Modern Drama special issue: Teaching Modern Drama
Modern Drama Special Issue: Teaching Modern Drama
Call for Papers
Abstracts due 15 June 2021
Since its founding in 1958, Modern Drama has offered innovative scholarship on dramatic literature to higher education professionals in theatre, literature, language, and adjacent disciplines. While educators have written the great majority of the journal’s articles and book reviews – many of which are clearly relevant to teaching drama in colleges and universities – a minority of contributions have focused intensively on pedagogy. Those that do, such as Harry Elam, Jr.’s “Teaching Joe Turner’s Come and Gone” (50.4, Winter 2007), demonstrate the interpretive value of pedagogical approaches – and vice versa. Scholars learn how drama works not only through performance, reading, researching, and writing, but also through teaching in classrooms and outside them.

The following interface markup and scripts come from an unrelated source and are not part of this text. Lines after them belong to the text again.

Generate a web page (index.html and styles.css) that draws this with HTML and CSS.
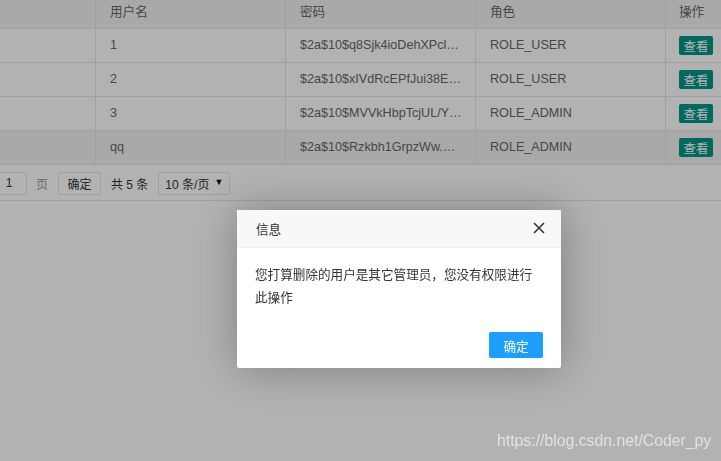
FILE: index.html
```html
<!DOCTYPE html>
<html lang="zh-CN">
<head>
<meta charset="utf-8">
<title>用户管理</title>
<link rel="stylesheet" href="styles.css">
</head>
<body>
<div class="page">
  <div class="table">
    <div class="row head">
      <div class="cell"></div>
      <div class="cell">用户名</div>
      <div class="cell">密码</div>
      <div class="cell">角色</div>
      <div class="cell">操作</div>
    </div>
    <div class="row">
      <div class="cell"></div>
      <div class="cell">1</div>
      <div class="cell">$2a$10$q8Sjk4ioDehXPcl…</div>
      <div class="cell">ROLE_USER</div>
      <div class="cell"><span class="btn-xs">查看</span></div>
    </div>
    <div class="row">
      <div class="cell"></div>
      <div class="cell">2</div>
      <div class="cell">$2a$10$xIVdRcEPfJui38E…</div>
      <div class="cell">ROLE_USER</div>
      <div class="cell"><span class="btn-xs">查看</span></div>
    </div>
    <div class="row">
      <div class="cell"></div>
      <div class="cell">3</div>
      <div class="cell">$2a$10$MVVkHbpTcjUL/Y…</div>
      <div class="cell">ROLE_ADMIN</div>
      <div class="cell"><span class="btn-xs">查看</span></div>
    </div>
    <div class="row hover">
      <div class="cell"></div>
      <div class="cell">qq</div>
      <div class="cell">$2a$10$Rzkbh1GrpzWw.…</div>
      <div class="cell">ROLE_ADMIN</div>
      <div class="cell"><span class="btn-xs">查看</span></div>
    </div>
  </div>
  <div class="pager">
    <span class="skip-input">1</span>
    <span class="muted">页</span>
    <span class="pbtn">确定</span>
    <span class="count">共 5 条</span>
    <span class="limit">10 条/页<span class="arrow">▼</span></span>
  </div>
</div>

<div class="shade"></div>

<div class="dialog">
  <div class="dlg-title">
    <span>信息</span>
    <svg class="close" width="12" height="12" viewBox="0 0 12 12"><path d="M1 1 L11 11 M11 1 L1 11" stroke="#333" stroke-width="1.6" fill="none"/></svg>
  </div>
  <div class="dlg-content">您打算删除的用户是其它管理员，您没有权限进行此操作</div>
  <div class="dlg-btns"><span class="dlg-btn">确定</span></div>
</div>

<div class="watermark">https://blog.csdn.net/Coder_py</div>
</body>
</html>
```

FILE: styles.css
```css
html, body {
  margin: 0;
  padding: 0;
  height: 100%;
  overflow: hidden;
}
body {
  font-family: "Liberation Sans", "Noto Sans CJK SC", sans-serif;
  color: #666;
  background: #fff;
}
.page {
  height: 461px;
  background: #fff;
}
.table {
  display: flex;
  flex-direction: column;
}
.row {
  display: grid;
  grid-template-columns: 96px 190px 190px 190px 1fr;
  height: 34px;
  border-bottom: 1px solid #e6e6e6;
  box-sizing: border-box;
  font-size: 12.6px;
}
.row.head {
  height: 29px;
  background: #f2f2f2;
  padding-bottom: 7px;
}
.row.hover {
  background: #f2f2f2;
}
.cell {
  border-right: 1px solid #e6e6e6;
  padding: 0 14px;
  display: flex;
  align-items: center;
  min-width: 0;
  white-space: nowrap;
  overflow: hidden;
  padding-bottom: 1px;
}
.row.head .cell {
  margin-bottom: -7px;
  padding-bottom: 7px;
}
.cell:last-child {
  border-right: none;
  padding-left: 13px;
}
.btn-xs {
  display: inline-flex;
  align-items: center;
  justify-content: center;
  height: 19px;
  padding: 0 4.5px;
  background: #009688;
  color: #fff;
  font-size: 12.4px;
  border-radius: 2px;
  margin-top: 1px;
}
.pager {
  display: flex;
  align-items: center;
  height: 36px;
  box-sizing: border-box;
  border-bottom: 1px solid #e6e6e6;
  padding-top: 1px;
  margin-left: -9px;
  font-size: 12px;
  color: #333;
}
.skip-input {
  width: 36px;
  height: 23px;
  box-sizing: border-box;
  border: 1px solid #e6e6e6;
  border-radius: 2px;
  display: inline-flex;
  align-items: center;
  justify-content: center;
  color: #333;
}
.muted {
  color: #999;
  margin-left: 9px;
}
.pbtn {
  margin-left: 10px;
  width: 43px;
  height: 23px;
  box-sizing: border-box;
  border: 1px solid #e6e6e6;
  border-radius: 2px;
  display: inline-flex;
  align-items: center;
  justify-content: center;
}
.count {
  margin-left: 10px;
}
.limit {
  margin-left: 10px;
  width: 72px;
  height: 23px;
  box-sizing: border-box;
  border: 1px solid #e6e6e6;
  border-radius: 2px;
  display: inline-flex;
  align-items: center;
  padding-left: 6px;
  position: relative;
}
.arrow {
  position: absolute;
  right: 6px;
  top: 4px;
  font-size: 9px;
  color: #000;
}
.shade {
  position: fixed;
  inset: 0;
  background: rgba(0, 0, 0, 0.3);
}
.dialog {
  position: fixed;
  left: 237px;
  top: 210px;
  width: 324px;
  background: #fff;
  box-shadow: 1px 1px 45px rgba(0, 0, 0, 0.3);
  border-radius: 2px;
}
.dlg-title {
  height: 38px;
  box-sizing: border-box;
  background: #f8f8f8;
  border-bottom: 1px solid #eee;
  display: flex;
  align-items: center;
  justify-content: space-between;
  padding: 0 16px 1px 19px;
  font-size: 12.6px;
  color: #333;
}
.close {
  display: block;
}
.dlg-content {
  padding: 16px 28px 18px 18px;
  font-size: 12.6px;
  line-height: 23px;
  color: #333;
}
.dlg-btns {
  display: flex;
  justify-content: flex-end;
  padding: 4px 18px 10px;
}
.dlg-btn {
  width: 54px;
  height: 26px;
  box-sizing: border-box;
  background: #1e9fff;
  border-radius: 2px;
  color: #fff;
  font-size: 12.6px;
  display: inline-flex;
  align-items: center;
  justify-content: center;
}
.watermark {
  position: fixed;
  left: 497px;
  top: 432px;
  font-family: "Liberation Sans", Arial, sans-serif;
  font-size: 15.8px;
  color: rgba(255, 255, 255, 0.62);
  white-space: nowrap;
}
```
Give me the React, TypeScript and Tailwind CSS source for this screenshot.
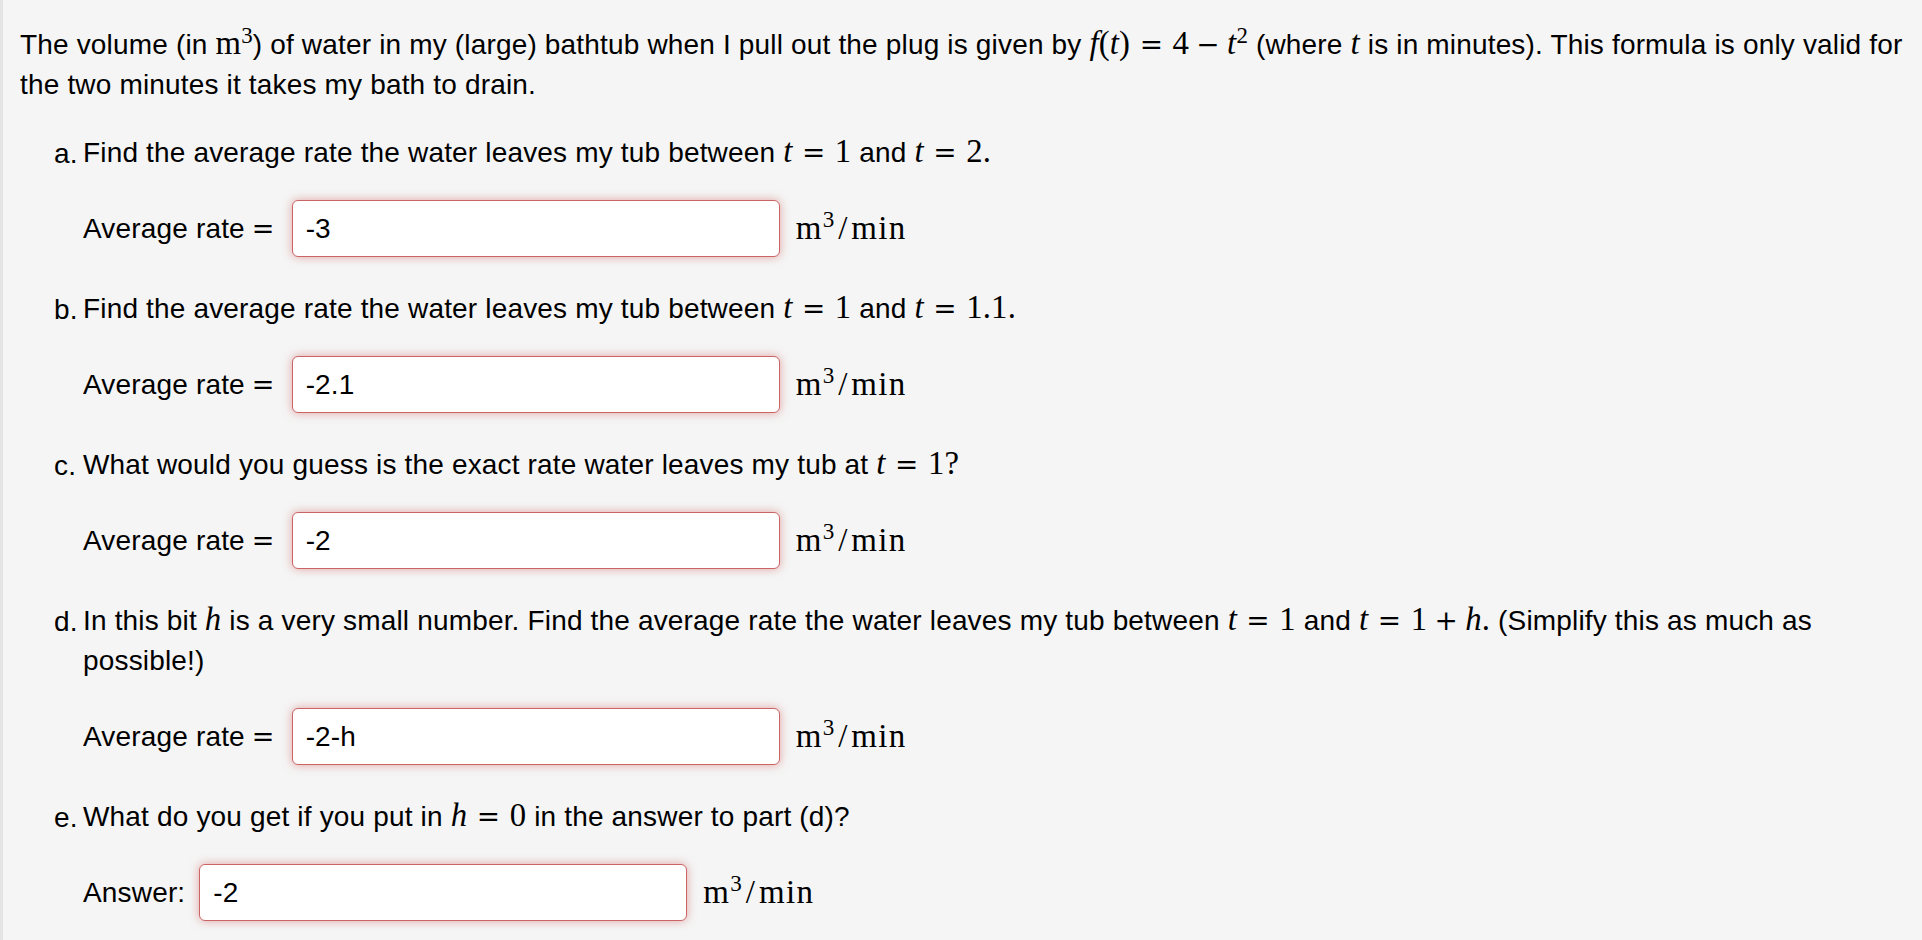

For this special issue, “Teaching Modern Drama,” guest editor Jennifer Buckley seeks contributions that examine the most salient elements and aspects of pedagogy as it has been, is now, and could or should be practiced in various institutions and settings. Why and how do we and our students work with modern plays and playwrights? What effects or outcomes do we seek and/or experience?
Essays might consider how educators’ and students’ engagements with a specific play or plays address these topics:
- histories and theories of drama, including particular forms and genres
- modern dramatic canon formation and re-formation
- methods of reading, writing, performance, and research
- world, continental, national, regional, and diasporic histories
- personal and group identity formation
Please note that Modern Drama does not normally publish articles exceeding 9000 words. All essays will undergo anonymous peer review.